_Material_:
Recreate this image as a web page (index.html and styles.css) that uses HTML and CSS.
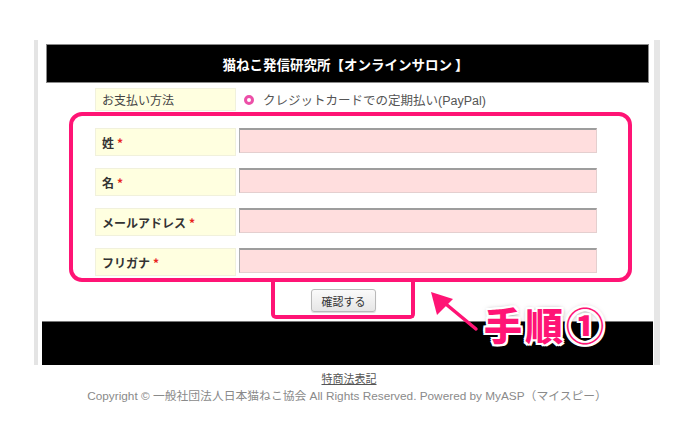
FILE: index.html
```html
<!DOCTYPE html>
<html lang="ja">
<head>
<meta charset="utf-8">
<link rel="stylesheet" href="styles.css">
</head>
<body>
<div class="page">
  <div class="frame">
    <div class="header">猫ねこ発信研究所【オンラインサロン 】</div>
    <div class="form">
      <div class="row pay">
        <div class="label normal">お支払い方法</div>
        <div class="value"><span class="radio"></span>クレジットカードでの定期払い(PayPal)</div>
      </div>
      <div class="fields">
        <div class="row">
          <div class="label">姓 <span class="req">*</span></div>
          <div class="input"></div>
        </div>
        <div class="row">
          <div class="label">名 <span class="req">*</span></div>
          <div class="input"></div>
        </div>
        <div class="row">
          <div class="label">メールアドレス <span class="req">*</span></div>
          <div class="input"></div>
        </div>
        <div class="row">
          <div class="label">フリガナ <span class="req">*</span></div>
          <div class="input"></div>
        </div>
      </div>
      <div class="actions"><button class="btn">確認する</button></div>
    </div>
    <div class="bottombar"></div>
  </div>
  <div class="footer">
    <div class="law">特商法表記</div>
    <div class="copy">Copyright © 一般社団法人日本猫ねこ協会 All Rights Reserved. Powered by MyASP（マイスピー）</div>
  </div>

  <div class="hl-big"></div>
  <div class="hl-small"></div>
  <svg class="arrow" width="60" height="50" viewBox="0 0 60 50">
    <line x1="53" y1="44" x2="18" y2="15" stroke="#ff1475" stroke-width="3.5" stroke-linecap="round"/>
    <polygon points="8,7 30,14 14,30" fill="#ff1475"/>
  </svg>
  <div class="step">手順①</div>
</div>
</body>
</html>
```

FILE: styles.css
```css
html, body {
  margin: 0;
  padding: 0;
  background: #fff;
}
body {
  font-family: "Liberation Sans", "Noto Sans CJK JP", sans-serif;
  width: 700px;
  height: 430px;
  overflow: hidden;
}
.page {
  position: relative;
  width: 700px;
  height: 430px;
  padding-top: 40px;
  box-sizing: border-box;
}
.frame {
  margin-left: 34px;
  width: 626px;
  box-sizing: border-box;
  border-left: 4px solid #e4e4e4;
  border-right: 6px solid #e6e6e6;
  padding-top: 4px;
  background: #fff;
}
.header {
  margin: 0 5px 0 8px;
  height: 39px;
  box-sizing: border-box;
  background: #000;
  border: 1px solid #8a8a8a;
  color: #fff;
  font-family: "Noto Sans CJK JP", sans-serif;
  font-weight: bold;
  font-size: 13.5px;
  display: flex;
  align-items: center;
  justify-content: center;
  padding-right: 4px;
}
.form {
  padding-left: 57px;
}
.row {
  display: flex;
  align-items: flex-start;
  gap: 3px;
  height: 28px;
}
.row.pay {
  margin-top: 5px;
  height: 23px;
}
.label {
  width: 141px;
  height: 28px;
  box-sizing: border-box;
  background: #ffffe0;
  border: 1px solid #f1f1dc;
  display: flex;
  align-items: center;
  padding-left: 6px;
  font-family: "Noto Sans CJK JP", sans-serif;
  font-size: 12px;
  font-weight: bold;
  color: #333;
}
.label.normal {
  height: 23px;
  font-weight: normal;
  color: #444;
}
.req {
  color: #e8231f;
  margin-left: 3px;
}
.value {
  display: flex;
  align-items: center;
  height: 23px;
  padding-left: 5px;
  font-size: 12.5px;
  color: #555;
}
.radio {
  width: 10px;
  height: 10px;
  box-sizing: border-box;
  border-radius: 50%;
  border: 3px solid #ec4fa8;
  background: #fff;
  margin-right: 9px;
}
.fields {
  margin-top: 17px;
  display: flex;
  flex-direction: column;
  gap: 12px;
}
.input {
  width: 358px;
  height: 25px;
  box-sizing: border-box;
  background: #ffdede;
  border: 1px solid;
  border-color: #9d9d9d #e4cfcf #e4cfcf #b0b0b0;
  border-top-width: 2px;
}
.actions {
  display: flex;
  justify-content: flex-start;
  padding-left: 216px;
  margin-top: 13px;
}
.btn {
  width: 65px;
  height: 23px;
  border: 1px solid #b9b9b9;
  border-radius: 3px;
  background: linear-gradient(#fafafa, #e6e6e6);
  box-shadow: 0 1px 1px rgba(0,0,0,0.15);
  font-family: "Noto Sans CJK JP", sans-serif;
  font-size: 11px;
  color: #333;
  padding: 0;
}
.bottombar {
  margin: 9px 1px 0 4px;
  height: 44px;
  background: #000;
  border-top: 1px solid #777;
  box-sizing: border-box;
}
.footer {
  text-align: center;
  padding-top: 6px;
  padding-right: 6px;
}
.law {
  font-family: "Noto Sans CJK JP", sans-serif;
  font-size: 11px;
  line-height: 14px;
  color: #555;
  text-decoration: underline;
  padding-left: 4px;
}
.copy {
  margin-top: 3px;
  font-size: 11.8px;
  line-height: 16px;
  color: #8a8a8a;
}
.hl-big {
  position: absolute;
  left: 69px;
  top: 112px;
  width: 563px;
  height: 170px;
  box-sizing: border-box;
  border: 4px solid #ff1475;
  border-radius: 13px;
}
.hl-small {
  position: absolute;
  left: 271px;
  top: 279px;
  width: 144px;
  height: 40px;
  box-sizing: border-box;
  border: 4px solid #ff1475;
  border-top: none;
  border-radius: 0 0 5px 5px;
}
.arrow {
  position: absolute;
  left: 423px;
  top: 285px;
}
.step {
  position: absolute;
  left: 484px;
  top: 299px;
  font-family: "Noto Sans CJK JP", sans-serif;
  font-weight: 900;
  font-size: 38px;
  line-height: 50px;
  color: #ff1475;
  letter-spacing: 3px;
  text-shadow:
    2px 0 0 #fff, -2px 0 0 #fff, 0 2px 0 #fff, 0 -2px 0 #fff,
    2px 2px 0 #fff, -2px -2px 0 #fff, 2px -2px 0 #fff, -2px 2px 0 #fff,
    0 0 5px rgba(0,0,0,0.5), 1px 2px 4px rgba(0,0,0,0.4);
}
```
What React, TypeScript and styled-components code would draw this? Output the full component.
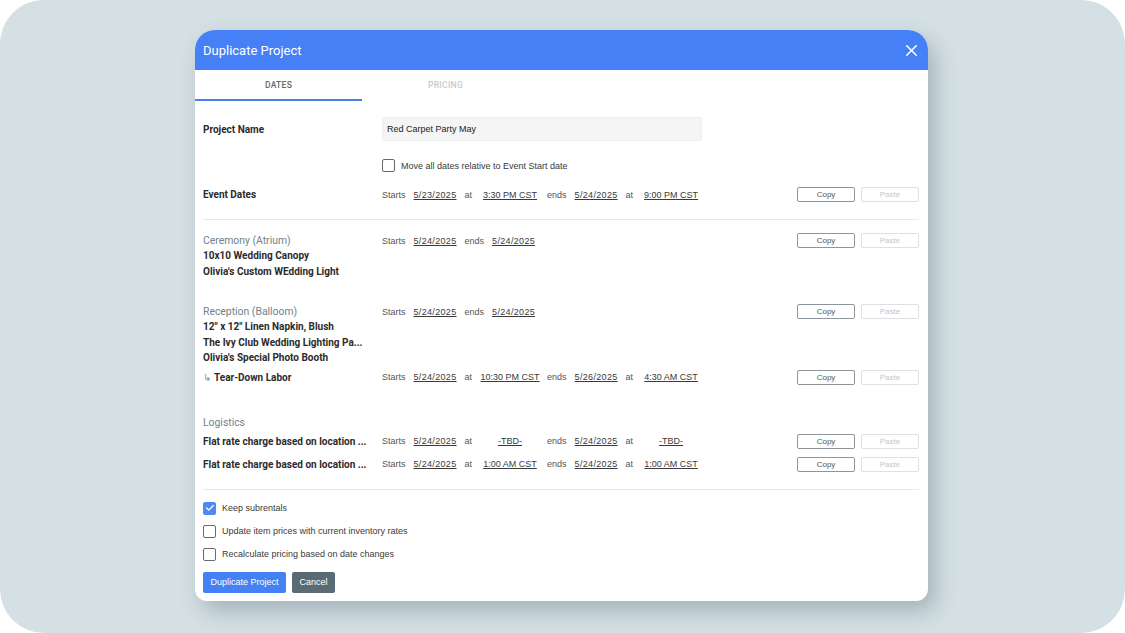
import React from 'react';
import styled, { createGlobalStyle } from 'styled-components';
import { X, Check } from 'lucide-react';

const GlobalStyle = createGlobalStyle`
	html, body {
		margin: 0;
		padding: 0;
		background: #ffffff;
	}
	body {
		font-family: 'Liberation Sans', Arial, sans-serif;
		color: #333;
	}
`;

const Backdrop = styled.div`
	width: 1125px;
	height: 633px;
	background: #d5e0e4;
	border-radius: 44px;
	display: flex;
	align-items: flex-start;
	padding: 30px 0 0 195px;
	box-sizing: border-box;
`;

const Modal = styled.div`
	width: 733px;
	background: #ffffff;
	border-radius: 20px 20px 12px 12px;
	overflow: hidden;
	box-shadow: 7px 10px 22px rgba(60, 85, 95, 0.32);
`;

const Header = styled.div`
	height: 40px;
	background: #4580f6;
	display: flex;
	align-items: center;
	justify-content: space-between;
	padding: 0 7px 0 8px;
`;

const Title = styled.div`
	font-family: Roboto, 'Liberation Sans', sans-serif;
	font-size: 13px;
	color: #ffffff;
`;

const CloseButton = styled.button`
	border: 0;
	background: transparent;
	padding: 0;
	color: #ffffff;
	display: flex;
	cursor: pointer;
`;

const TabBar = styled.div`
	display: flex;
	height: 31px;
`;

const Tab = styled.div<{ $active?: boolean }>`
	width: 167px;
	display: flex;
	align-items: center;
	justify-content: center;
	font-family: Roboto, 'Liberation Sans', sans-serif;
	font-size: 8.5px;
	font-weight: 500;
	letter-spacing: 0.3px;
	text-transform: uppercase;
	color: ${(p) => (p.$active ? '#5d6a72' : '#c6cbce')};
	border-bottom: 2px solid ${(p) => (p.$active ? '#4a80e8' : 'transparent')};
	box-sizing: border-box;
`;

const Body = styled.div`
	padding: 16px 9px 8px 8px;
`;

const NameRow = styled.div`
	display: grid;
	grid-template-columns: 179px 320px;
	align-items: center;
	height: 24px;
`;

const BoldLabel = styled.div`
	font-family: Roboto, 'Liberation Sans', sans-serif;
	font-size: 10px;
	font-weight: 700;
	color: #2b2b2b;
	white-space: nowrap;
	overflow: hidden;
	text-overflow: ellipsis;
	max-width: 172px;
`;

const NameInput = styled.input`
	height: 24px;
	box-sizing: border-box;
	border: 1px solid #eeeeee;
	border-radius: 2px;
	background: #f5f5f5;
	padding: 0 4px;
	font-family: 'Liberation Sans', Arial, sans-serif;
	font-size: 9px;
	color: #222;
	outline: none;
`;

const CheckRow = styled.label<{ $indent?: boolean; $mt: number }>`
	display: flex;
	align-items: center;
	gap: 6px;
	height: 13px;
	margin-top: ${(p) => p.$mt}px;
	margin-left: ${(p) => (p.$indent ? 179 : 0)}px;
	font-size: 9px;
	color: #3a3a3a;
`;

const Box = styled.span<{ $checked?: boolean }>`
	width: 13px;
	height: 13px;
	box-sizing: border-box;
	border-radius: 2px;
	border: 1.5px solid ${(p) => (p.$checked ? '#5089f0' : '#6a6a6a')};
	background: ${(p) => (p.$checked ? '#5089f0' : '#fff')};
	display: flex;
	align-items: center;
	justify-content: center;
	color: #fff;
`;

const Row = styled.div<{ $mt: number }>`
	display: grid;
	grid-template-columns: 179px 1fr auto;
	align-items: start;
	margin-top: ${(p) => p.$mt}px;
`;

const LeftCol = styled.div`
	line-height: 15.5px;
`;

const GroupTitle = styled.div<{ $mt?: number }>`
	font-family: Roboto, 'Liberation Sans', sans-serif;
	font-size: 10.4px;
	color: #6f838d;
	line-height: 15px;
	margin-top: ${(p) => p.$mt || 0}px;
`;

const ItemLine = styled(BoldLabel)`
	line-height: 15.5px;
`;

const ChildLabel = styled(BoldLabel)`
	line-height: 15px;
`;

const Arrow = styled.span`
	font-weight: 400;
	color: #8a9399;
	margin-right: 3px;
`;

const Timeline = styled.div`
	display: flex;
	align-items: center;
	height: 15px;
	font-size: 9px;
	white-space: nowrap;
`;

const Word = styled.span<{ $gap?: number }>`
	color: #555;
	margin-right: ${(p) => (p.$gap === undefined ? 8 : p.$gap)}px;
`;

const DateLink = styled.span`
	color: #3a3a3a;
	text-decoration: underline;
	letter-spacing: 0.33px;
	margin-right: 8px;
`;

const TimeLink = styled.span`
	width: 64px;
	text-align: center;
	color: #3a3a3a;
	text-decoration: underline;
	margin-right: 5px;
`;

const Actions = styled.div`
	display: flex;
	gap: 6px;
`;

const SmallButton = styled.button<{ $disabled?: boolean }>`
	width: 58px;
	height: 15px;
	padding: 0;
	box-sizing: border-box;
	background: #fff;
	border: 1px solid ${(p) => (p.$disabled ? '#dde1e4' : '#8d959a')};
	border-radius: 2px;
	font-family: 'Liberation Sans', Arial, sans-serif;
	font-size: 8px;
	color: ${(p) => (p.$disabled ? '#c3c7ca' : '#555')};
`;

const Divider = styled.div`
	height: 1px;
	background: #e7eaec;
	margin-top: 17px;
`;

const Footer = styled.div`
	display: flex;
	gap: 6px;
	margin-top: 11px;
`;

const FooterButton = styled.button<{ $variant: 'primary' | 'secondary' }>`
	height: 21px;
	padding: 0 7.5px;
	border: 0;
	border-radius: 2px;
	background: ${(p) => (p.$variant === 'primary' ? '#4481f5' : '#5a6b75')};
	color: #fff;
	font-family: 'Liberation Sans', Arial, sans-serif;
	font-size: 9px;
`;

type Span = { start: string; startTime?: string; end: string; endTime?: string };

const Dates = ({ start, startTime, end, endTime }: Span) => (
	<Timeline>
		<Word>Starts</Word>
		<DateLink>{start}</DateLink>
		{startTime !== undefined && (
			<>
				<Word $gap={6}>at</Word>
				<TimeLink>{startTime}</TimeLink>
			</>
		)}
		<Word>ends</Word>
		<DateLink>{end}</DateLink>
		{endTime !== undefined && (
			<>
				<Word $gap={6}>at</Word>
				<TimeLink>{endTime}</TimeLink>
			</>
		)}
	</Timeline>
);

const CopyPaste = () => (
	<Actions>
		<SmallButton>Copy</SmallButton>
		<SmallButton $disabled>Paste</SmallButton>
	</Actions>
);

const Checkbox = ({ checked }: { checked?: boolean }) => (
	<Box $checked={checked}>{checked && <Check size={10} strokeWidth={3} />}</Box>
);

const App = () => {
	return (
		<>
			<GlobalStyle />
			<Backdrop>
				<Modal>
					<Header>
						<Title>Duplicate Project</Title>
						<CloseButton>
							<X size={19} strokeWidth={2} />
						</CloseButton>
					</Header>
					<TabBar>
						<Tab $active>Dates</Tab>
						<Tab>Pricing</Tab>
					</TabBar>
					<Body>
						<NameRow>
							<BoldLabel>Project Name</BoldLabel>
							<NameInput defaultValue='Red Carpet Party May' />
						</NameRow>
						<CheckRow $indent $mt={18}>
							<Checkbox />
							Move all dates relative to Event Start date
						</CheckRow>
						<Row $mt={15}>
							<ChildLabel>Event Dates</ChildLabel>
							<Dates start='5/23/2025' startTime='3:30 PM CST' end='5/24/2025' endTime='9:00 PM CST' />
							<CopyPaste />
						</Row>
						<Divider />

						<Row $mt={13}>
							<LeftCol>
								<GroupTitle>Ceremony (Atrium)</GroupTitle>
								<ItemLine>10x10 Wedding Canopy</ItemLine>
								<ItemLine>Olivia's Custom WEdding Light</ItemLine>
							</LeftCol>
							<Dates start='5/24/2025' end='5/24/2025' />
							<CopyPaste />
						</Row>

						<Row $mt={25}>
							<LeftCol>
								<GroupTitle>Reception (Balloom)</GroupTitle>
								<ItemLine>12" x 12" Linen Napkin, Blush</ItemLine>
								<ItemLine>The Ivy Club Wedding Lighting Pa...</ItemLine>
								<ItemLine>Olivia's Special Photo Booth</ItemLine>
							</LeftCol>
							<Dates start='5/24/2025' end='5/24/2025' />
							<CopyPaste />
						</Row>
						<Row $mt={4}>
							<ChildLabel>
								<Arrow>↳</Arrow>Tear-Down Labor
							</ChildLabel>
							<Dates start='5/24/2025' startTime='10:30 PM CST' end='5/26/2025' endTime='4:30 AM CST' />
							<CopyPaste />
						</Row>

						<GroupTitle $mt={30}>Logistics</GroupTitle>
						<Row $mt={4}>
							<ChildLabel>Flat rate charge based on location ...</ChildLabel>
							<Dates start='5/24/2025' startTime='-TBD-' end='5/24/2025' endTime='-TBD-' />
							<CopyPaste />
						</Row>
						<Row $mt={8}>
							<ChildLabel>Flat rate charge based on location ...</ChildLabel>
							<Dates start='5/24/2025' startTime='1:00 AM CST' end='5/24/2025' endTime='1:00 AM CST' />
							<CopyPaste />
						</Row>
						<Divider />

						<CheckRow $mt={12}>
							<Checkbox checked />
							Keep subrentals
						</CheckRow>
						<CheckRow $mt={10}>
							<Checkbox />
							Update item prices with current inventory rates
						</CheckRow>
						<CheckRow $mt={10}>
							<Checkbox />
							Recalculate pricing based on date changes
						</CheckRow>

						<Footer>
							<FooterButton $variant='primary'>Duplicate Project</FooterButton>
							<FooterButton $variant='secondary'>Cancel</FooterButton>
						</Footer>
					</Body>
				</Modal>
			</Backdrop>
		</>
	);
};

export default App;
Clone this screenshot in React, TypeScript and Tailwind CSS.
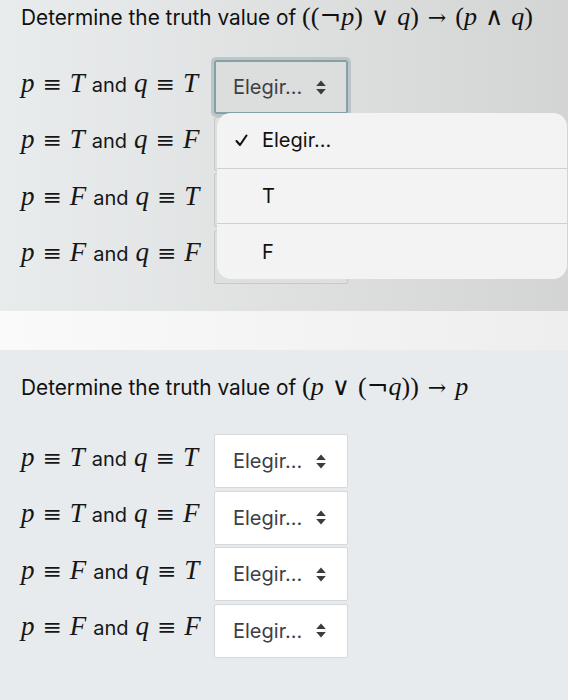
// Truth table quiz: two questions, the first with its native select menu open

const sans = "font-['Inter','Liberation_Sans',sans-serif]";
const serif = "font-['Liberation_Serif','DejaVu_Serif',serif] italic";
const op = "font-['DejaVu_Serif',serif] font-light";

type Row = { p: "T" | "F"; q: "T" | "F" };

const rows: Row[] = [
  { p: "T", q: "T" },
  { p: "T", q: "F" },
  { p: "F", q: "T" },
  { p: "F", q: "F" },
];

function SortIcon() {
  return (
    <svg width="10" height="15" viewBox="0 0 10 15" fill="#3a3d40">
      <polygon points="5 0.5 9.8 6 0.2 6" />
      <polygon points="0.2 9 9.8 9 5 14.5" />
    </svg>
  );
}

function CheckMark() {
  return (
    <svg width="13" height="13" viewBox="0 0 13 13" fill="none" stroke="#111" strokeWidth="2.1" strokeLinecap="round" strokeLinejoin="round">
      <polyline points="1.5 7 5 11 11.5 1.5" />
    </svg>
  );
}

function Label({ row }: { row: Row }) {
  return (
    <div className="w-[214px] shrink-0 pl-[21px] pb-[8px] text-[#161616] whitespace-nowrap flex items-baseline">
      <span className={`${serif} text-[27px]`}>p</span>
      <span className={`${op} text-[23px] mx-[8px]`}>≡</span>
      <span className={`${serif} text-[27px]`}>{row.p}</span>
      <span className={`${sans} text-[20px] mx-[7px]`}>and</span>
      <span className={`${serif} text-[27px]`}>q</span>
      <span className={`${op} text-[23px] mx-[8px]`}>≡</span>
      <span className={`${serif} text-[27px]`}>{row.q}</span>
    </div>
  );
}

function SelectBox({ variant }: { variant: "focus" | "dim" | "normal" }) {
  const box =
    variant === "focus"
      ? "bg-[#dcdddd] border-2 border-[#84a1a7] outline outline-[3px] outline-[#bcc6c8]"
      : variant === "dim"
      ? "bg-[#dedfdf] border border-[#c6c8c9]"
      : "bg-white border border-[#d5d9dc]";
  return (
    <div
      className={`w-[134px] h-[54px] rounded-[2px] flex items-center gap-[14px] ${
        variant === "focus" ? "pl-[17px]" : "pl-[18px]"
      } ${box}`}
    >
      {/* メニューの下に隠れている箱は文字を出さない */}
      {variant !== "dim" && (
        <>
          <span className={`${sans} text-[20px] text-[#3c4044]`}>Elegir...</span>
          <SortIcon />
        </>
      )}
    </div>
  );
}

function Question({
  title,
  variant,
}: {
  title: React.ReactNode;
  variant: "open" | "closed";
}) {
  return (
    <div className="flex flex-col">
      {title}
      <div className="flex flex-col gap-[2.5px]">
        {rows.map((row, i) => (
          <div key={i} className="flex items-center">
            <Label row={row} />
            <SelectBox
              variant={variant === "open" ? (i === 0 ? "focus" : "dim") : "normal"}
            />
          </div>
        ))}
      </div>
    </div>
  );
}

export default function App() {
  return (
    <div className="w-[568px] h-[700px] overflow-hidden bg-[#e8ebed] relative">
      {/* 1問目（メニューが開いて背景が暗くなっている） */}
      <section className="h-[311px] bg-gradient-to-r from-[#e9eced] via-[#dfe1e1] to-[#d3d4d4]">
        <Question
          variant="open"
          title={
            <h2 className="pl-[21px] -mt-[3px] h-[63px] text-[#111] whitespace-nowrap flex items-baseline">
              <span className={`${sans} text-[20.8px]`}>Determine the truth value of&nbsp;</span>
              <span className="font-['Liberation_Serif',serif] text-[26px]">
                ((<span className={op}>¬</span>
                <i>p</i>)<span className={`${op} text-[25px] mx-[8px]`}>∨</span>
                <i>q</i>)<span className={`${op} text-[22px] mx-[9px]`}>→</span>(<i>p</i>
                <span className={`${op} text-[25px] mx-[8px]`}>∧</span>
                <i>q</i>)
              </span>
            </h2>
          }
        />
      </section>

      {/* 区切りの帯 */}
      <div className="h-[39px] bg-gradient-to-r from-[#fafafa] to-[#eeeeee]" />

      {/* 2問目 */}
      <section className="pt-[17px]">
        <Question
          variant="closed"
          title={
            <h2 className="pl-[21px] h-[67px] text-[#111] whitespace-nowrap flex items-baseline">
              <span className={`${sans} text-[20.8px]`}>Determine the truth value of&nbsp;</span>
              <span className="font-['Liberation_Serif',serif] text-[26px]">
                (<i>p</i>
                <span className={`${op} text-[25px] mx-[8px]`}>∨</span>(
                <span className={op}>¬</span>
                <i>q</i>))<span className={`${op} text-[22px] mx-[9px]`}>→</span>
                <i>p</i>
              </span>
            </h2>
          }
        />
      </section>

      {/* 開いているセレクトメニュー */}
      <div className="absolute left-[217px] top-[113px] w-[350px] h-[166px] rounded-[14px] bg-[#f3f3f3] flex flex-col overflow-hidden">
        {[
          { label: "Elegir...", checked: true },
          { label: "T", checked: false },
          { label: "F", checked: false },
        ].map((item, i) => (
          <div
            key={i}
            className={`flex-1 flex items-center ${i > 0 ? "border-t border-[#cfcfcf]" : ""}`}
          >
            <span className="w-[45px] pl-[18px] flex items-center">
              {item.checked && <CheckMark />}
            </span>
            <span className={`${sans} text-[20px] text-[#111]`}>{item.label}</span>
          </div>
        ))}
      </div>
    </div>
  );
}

_Aim of the exercise_: Using the data above, extract exactly the lines from the one containing "Clone this screenshot" through the one containing "select menu open". Pictures are left out.

_The reply_:
Clone this screenshot in React, TypeScript and Tailwind CSS.
// Truth table quiz: two questions, the first with its native select menu open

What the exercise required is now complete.